### Exercise requirements
Take each line containing "this" and report it exactly as written.

### Dataset extract

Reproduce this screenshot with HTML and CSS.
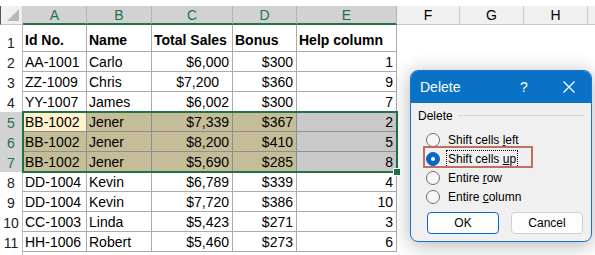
FILE: index.html
```html
<!DOCTYPE html>
<html>
<head>
  <meta charset="UTF-8">
  <title>Delete cells</title>
  <link rel="stylesheet" href="styles.css">
</head>
<body>
  <div class="sheet">
    <div class="grid">
      <div class="corner"><span class="corner-mark"></span></div>
      <div class="colhead sel">A</div>
      <div class="colhead sel">B</div>
      <div class="colhead sel">C</div>
      <div class="colhead sel">D</div>
      <div class="colhead sel">E</div>
      <div class="colhead">F</div>
      <div class="colhead">G</div>
      <div class="colhead">H</div>
      <div class="colhead end"></div>

      <div class="rowhead">1</div>
      <div class="cell head">Id No.</div>
      <div class="cell head">Name</div>
      <div class="cell head">Total Sales</div>
      <div class="cell head">Bonus</div>
      <div class="cell head">Help column</div>
      <div class="blank"></div>

      <div class="rowhead">2</div>
      <div class="cell">AA-1001</div>
      <div class="cell">Carlo</div>
      <div class="cell num">$6,000</div>
      <div class="cell num">$300</div>
      <div class="cell num">1</div>
      <div class="blank"></div>

      <div class="rowhead">3</div>
      <div class="cell">ZZ-1009</div>
      <div class="cell">Chris</div>
      <div class="cell num pad">$7,200</div>
      <div class="cell num">$360</div>
      <div class="cell num">9</div>
      <div class="blank"></div>

      <div class="rowhead">4</div>
      <div class="cell">YY-1007</div>
      <div class="cell">James</div>
      <div class="cell num">$6,002</div>
      <div class="cell num">$300</div>
      <div class="cell num">7</div>
      <div class="blank"></div>

      <div class="rowhead sel">5</div>
      <div class="cell active">BB-1002</div>
      <div class="cell tan">Jener</div>
      <div class="cell tan num">$7,339</div>
      <div class="cell tan num">$367</div>
      <div class="cell grey num">2</div>
      <div class="blank"></div>

      <div class="rowhead sel">6</div>
      <div class="cell tan">BB-1002</div>
      <div class="cell tan">Jener</div>
      <div class="cell tan num">$8,200</div>
      <div class="cell tan num">$410</div>
      <div class="cell grey num">5</div>
      <div class="blank"></div>

      <div class="rowhead sel">7</div>
      <div class="cell tan">BB-1002</div>
      <div class="cell tan">Jener</div>
      <div class="cell tan num">$5,690</div>
      <div class="cell tan num">$285</div>
      <div class="cell grey num">8</div>
      <div class="blank"></div>

      <div class="rowhead">8</div>
      <div class="cell">DD-1004</div>
      <div class="cell">Kevin</div>
      <div class="cell num">$6,789</div>
      <div class="cell num">$339</div>
      <div class="cell num">4</div>
      <div class="blank"></div>

      <div class="rowhead">9</div>
      <div class="cell">DD-1004</div>
      <div class="cell">Kevin</div>
      <div class="cell num">$7,720</div>
      <div class="cell num">$386</div>
      <div class="cell num">10</div>
      <div class="blank"></div>

      <div class="rowhead">10</div>
      <div class="cell">CC-1003</div>
      <div class="cell">Linda</div>
      <div class="cell num">$5,423</div>
      <div class="cell num">$271</div>
      <div class="cell num">3</div>
      <div class="blank"></div>

      <div class="rowhead">11</div>
      <div class="cell">HH-1006</div>
      <div class="cell">Robert</div>
      <div class="cell num">$5,460</div>
      <div class="cell num">$273</div>
      <div class="cell num">6</div>
      <div class="blank"></div>

      <div class="rowhead"></div>
      <div class="blank tail"></div>
    </div>

    <!-- selected range A5:E7 -->
    <div class="selection"><span class="fill-handle"></span></div>

    <div class="dialog">
      <div class="dialog-title">
        <span class="dialog-name">Delete</span>
        <span class="dialog-help">?</span>
        <svg class="dialog-close" width="14" height="14" viewBox="0 0 14 14">
          <path d="M1.5 1.5 L12.5 12.5 M12.5 1.5 L1.5 12.5" stroke="#fff" stroke-width="1.2" fill="none"/>
        </svg>
      </div>
      <div class="dialog-body">
        <div class="group-label"><span>Delete</span><span class="group-line"></span></div>
        <div class="option"><span class="radio"></span><span>Shift cells <u>l</u>eft</span></div>
        <div class="option checked"><span class="radio"></span><span class="focus">Shift cells <u>u</u>p</span></div>
        <div class="option"><span class="radio"></span><span>Entire <u>r</u>ow</span></div>
        <div class="option"><span class="radio"></span><span>Entire <u>c</u>olumn</span></div>
        <div class="buttons">
          <button class="btn primary">OK</button>
          <button class="btn">Cancel</button>
        </div>
      </div>
      <div class="highlight"></div>
    </div>
  </div>
</body>
</html>
```

FILE: styles.css
```css
body {
  margin: 0;
  background-color: #ffffff;
  font-family: "Liberation Sans", Arial, sans-serif;
  overflow: hidden;
}

.sheet {
  position: relative;
  width: 595px;
  height: 255px;
  padding-top: 6px;
  box-sizing: border-box;
}

.grid {
  display: grid;
  grid-template-columns: 23px 64px 65px 81px 64px 100px 63px 64px 64px 7px;
  grid-template-rows: 19px 27px repeat(10, 20px) 3px;
  font-size: 14px;
  color: #000000;
}

.corner {
  position: relative;
  background-color: #f0f0f0;
  border-right: 1px solid #c8c8c8;
  border-bottom: 1px solid #c8c8c8;
  border-left: 1px solid #555555;
}

.corner-mark {
  position: absolute;
  right: 3px;
  bottom: 3px;
  width: 0;
  height: 0;
  border-left: 12px solid transparent;
  border-bottom: 12px solid #b9b9b9;
}

.colhead {
  display: flex;
  align-items: center;
  justify-content: center;
  background-color: #f0f0f0;
  border-right: 1px solid #c8c8c8;
  border-bottom: 1px solid #c8c8c8;
  box-sizing: border-box;
  font-size: 14px;
}

.colhead.sel {
  background-color: #d2d2d2;
  color: #217346;
  border-right-color: #b4b4b4;
  border-bottom: 2px solid #217346;
}

.colhead.end {
  border-right: none;
}

.rowhead {
  display: flex;
  align-items: flex-end;
  justify-content: center;
  padding-bottom: 1px;
  border-right: 1px solid #bdbdbd;
  background-color: #ffffff;
  font-size: 14px;
  color: #222222;
}

.rowhead.sel {
  background-color: #d2d2d2;
  color: #217346;
}

.cell {
  display: flex;
  align-items: flex-end;
  padding: 0 3px 1px 2px;
  border-right: 1px solid #ababab;
  border-bottom: 1px solid #ababab;
  white-space: nowrap;
  overflow: hidden;
}

.cell.head {
  font-weight: bold;
  padding-bottom: 3px;
}

.cell.num {
  justify-content: flex-end;
}

.cell.pad {
  padding-right: 13px;
}

.cell.active {
  background-color: #fff2cc;
  border-color: #8e8e8e;
}

.cell.tan {
  background-color: #c4bd97;
  border-color: #8e8e8e;
}

.cell.grey {
  background-color: #c9c9c9;
  border-color: #8e8e8e;
}

.blank {
  grid-column: 7 / -1;
}

.blank.tail {
  grid-column: 2 / -1;
}

.selection {
  position: absolute;
  left: 22px;
  top: 111px;
  width: 376px;
  height: 62px;
  border: 2px solid #217346;
  box-sizing: border-box;
}

.fill-handle {
  position: absolute;
  right: -5px;
  bottom: -5px;
  width: 6px;
  height: 6px;
  background-color: #217346;
  border: 1px solid #ffffff;
}

.dialog {
  position: absolute;
  left: 410px;
  top: 70px;
  width: 182px;
  height: 172px;
  border: 1px solid #1a73c4;
  border-radius: 8px;
  background-color: #f0f0f0;
  box-shadow: 0 3px 20px rgba(0, 0, 0, 0.3);
  box-sizing: border-box;
  overflow: hidden;
  font-size: 12px;
  color: #000000;
}

.dialog-title {
  display: flex;
  align-items: center;
  height: 32px;
  padding-left: 9px;
  background-color: #0a72c6;
  color: #ffffff;
  font-size: 14px;
}

.dialog-name {
  flex: 1;
}

.dialog-help {
  width: 8px;
  margin-right: 34px;
  font-size: 14px;
}

.dialog-close {
  margin-right: 15px;
}

.dialog-body {
  padding: 5px 6px 0 7px;
}

.group-label {
  display: flex;
  align-items: center;
  gap: 5px;
  height: 15px;
  margin-bottom: 7px;
}

.group-line {
  flex: 1;
  height: 1px;
  background-color: #d9d9d9;
}

.option {
  display: flex;
  align-items: center;
  gap: 8px;
  height: 19px;
  padding-left: 8px;
}

.radio {
  width: 12px;
  height: 12px;
  border: 1px solid #6e6e6e;
  border-radius: 50%;
  background-color: #f7f7f7;
  box-sizing: content-box;
}

.option.checked .radio {
  position: relative;
  border-color: #0867c4;
  background-color: #0867c4;
}

.option.checked .radio::after {
  content: "";
  position: absolute;
  left: 4px;
  top: 4px;
  width: 4px;
  height: 4px;
  border-radius: 50%;
  background-color: #ffffff;
}

.focus {
  outline: 1px dotted #000000;
  outline-offset: 1px;
}

.buttons {
  display: flex;
  gap: 12px;
  margin-top: 6px;
  padding-left: 9px;
}

.btn {
  width: 72px;
  height: 22px;
  padding: 0;
  border: 1px solid #d0d0d0;
  border-radius: 4px;
  background-color: #fdfdfd;
  font-family: "Liberation Sans", Arial, sans-serif;
  font-size: 12px;
  color: #000000;
}

.btn.primary {
  border-color: #0867c4;
}

.highlight {
  position: absolute;
  left: 12px;
  top: 75px;
  width: 110px;
  height: 22px;
  border: 2px solid #c0705f;
  box-sizing: border-box;
}
```
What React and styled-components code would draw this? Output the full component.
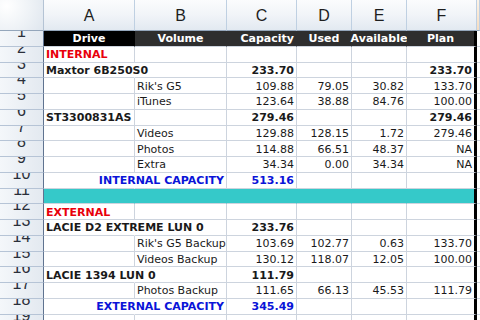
import React from "react";
import styled, { createGlobalStyle, css } from "styled-components";

const Global = createGlobalStyle`
  html, body { margin: 0; padding: 0; background: #fff; overflow: hidden; }
  #root { width: 480px; height: 320px; overflow: hidden; }
`;

const GRID = "#cdd4de";
const COLS = [
  { key: "A", w: 91 },
  { key: "B", w: 92 },
  { key: "C", w: 70 },
  { key: "D", w: 55 },
  { key: "E", w: 55 },
  { key: "F", w: 70 },
  { key: "G", w: 3 },
];

const Sheet = styled.div`
  display: grid;
  grid-template-columns: 44px ${COLS.map((c) => c.w + "px").join(" ")};
  grid-template-rows: 31px repeat(19, 15.75px);
  width: 480px;
  height: 320px;
  background: #fff;
  font-family: "DejaVu Sans", Verdana, sans-serif;
  font-size: 11px;
  color: #1a1a1a;
`;

const Corner = styled.div`
  box-sizing: border-box;
  border-right: 1px solid #b4c3d4;
  border-bottom: 1px solid #94a6bb;
  background: radial-gradient(circle at 15% 20%, #ffffff 0%, #eef2f6 55%, #dfe6ee 100%);
`;

const ColHead = styled.div`
  box-sizing: border-box;
  border-right: 1px solid #bfd0e2;
  border-bottom: 1px solid #94a6bb;
  background: ${(p) =>
    p.$peach
      ? "linear-gradient(#fdf3e7, #f5dcc0)"
      : "linear-gradient(#fbfcfd 0%, #f1f4f8 50%, #e2e9f1 100%)"};
  display: flex;
  align-items: center;
  justify-content: center;
  font-family: "Liberation Sans", Arial, sans-serif;
  font-size: 16px;
  color: #1e1e1e;
  padding-top: 1px;
`;

const RowNum = styled.div`
  box-sizing: border-box;
  border-right: 1px solid #5f7390;
  border-bottom: 1px solid #b6c4d6;
  background: linear-gradient(to right, #f4f7fa, #e3e9f0);
  overflow: hidden;
  display: flex;
  justify-content: center;
  align-items: flex-start;
  font-family: "Liberation Sans", Arial, sans-serif;
  font-size: 16px;
  color: #2a2f3a;
  span {
    display: block;
    line-height: 16px;
    margin-top: -7px;
  }
`;

const Cell = styled.div`
  box-sizing: border-box;
  border-bottom: 1px solid ${GRID};
  border-right: 1px solid ${(p) => (p.$noRight ? "transparent" : GRID)};
  display: flex;
  align-items: center;
  justify-content: ${(p) =>
    p.$align === "right" ? "flex-end" : p.$align === "center" ? "center" : "flex-start"};
  padding: 1px 2px 0 2px;
  white-space: nowrap;
  min-width: 0;
  font-weight: ${(p) => (p.$bold ? 700 : 400)};
  color: ${(p) =>
    p.$tone === "red" ? "#e8000b" : p.$tone === "blue" ? "#0a14d8" : "#1a1a1a"};
  ${(p) =>
    p.$head &&
    css`
      background: ${p.$black ? "#000" : "#2e2e2e"};
      color: #fff;
      font-weight: 700;
      border-right-color: transparent;
      border-bottom-color: ${GRID};
    `}
  ${(p) =>
    p.$fill &&
    css`
      background: ${p.$fill};
      border-right-color: transparent;
    `}
  ${(p) =>
    p.$edge &&
    css`
      border-right: 3px solid #000;
    `}
  span { display: block; }
`;

const header = [
  { t: "Drive", a: "center", black: true },
  { t: "Volume", a: "center" },
  { t: "Capacity", a: "right" },
  { t: "Used", a: "center" },
  { t: "Available", a: "center" },
  { t: "Plan", a: "center" },
];

const R = (t, extra = {}) => ({ t, a: "right", ...extra });

const rows = [
  null,
  { cells: { A: { t: "INTERNAL", bold: true, tone: "red" } } },
  {
    overflowA: true,
    cells: {
      A: { t: "Maxtor 6B250S0", bold: true },
      C: R("233.70", { bold: true }),
      F: R("233.70", { bold: true }),
    },
  },
  { cells: { B: { t: "Rik's G5" }, C: R("109.88"), D: R("79.05"), E: R("30.82"), F: R("133.70") } },
  { cells: { B: { t: "iTunes" }, C: R("123.64"), D: R("38.88"), E: R("84.76"), F: R("100.00") } },
  {
    cells: {
      A: { t: "ST3300831AS", bold: true },
      C: R("279.46", { bold: true }),
      F: R("279.46", { bold: true }),
    },
  },
  { cells: { B: { t: "Videos" }, C: R("129.88"), D: R("128.15"), E: R("1.72"), F: R("279.46") } },
  { cells: { B: { t: "Photos" }, C: R("114.88"), D: R("66.51"), E: R("48.37"), F: R("NA") } },
  { cells: { B: { t: "Extra" }, C: R("34.34"), D: R("0.00"), E: R("34.34"), F: R("NA") } },
  {
    overflowA: true,
    cells: {
      B: R("INTERNAL CAPACITY", { bold: true, tone: "blue" }),
      C: R("513.16", { bold: true, tone: "blue" }),
    },
  },
  { fill: "#35c9c9", cells: {} },
  { cells: { A: { t: "EXTERNAL", bold: true, tone: "red" } } },
  {
    overflowA: true,
    cells: {
      A: { t: "LACIE D2 EXTREME LUN 0", bold: true },
      C: R("233.76", { bold: true }),
    },
  },
  { cells: { B: { t: "Rik's G5 Backup" }, C: R("103.69"), D: R("102.77"), E: R("0.63"), F: R("133.70") } },
  { cells: { B: { t: "Videos Backup" }, C: R("130.12"), D: R("118.07"), E: R("12.05"), F: R("100.00") } },
  {
    overflowA: true,
    cells: {
      A: { t: "LACIE 1394 LUN 0", bold: true },
      C: R("111.79", { bold: true }),
    },
  },
  { cells: { B: { t: "Photos Backup" }, C: R("111.65"), D: R("66.13"), E: R("45.53"), F: R("111.79") } },
  {
    overflowA: true,
    cells: {
      B: R("EXTERNAL CAPACITY", { bold: true, tone: "blue" }),
      C: R("345.49", { bold: true, tone: "blue" }),
    },
  },
  { cells: {} },
];

export default function App() {
  return (
    <>
      <Global />
      <Sheet>
        <Corner />
        {COLS.map((c) => (
          <ColHead key={c.key} $peach={c.key === "G"}>
            {c.key === "G" ? "" : c.key}
          </ColHead>
        ))}

        <RowNum>
          <span>1</span>
        </RowNum>
        {header.map((h, i) => (
          <Cell
            key={"h" + i}
            $head
            $black={h.black}
            $align={h.a}
            $edge={i === 5}
          >
            <span>{h.t}</span>
          </Cell>
        ))}
        <Cell />

        {rows.slice(1).map((row, ri) => {
          const n = ri + 2;
          return (
            <React.Fragment key={n}>
              <RowNum>
                <span>{n}</span>
              </RowNum>
              {COLS.map((c) => {
                const d = row.cells[c.key];
                return (
                  <Cell
                    key={c.key}
                    $align={d?.a}
                    $bold={d?.bold}
                    $tone={d?.tone}
                    $fill={c.key !== "G" ? row.fill : undefined}
                    $noRight={c.key === "A" && row.overflowA}
                    $edge={c.key === "F"}
                  >
                    {d ? <span>{d.t}</span> : null}
                  </Cell>
                );
              })}
            </React.Fragment>
          );
        })}
      </Sheet>
    </>
  );
}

######

### Final answer
Reproduce this screenshot with HTML and CSS.
What React and styled-components code would draw this? Output the full component.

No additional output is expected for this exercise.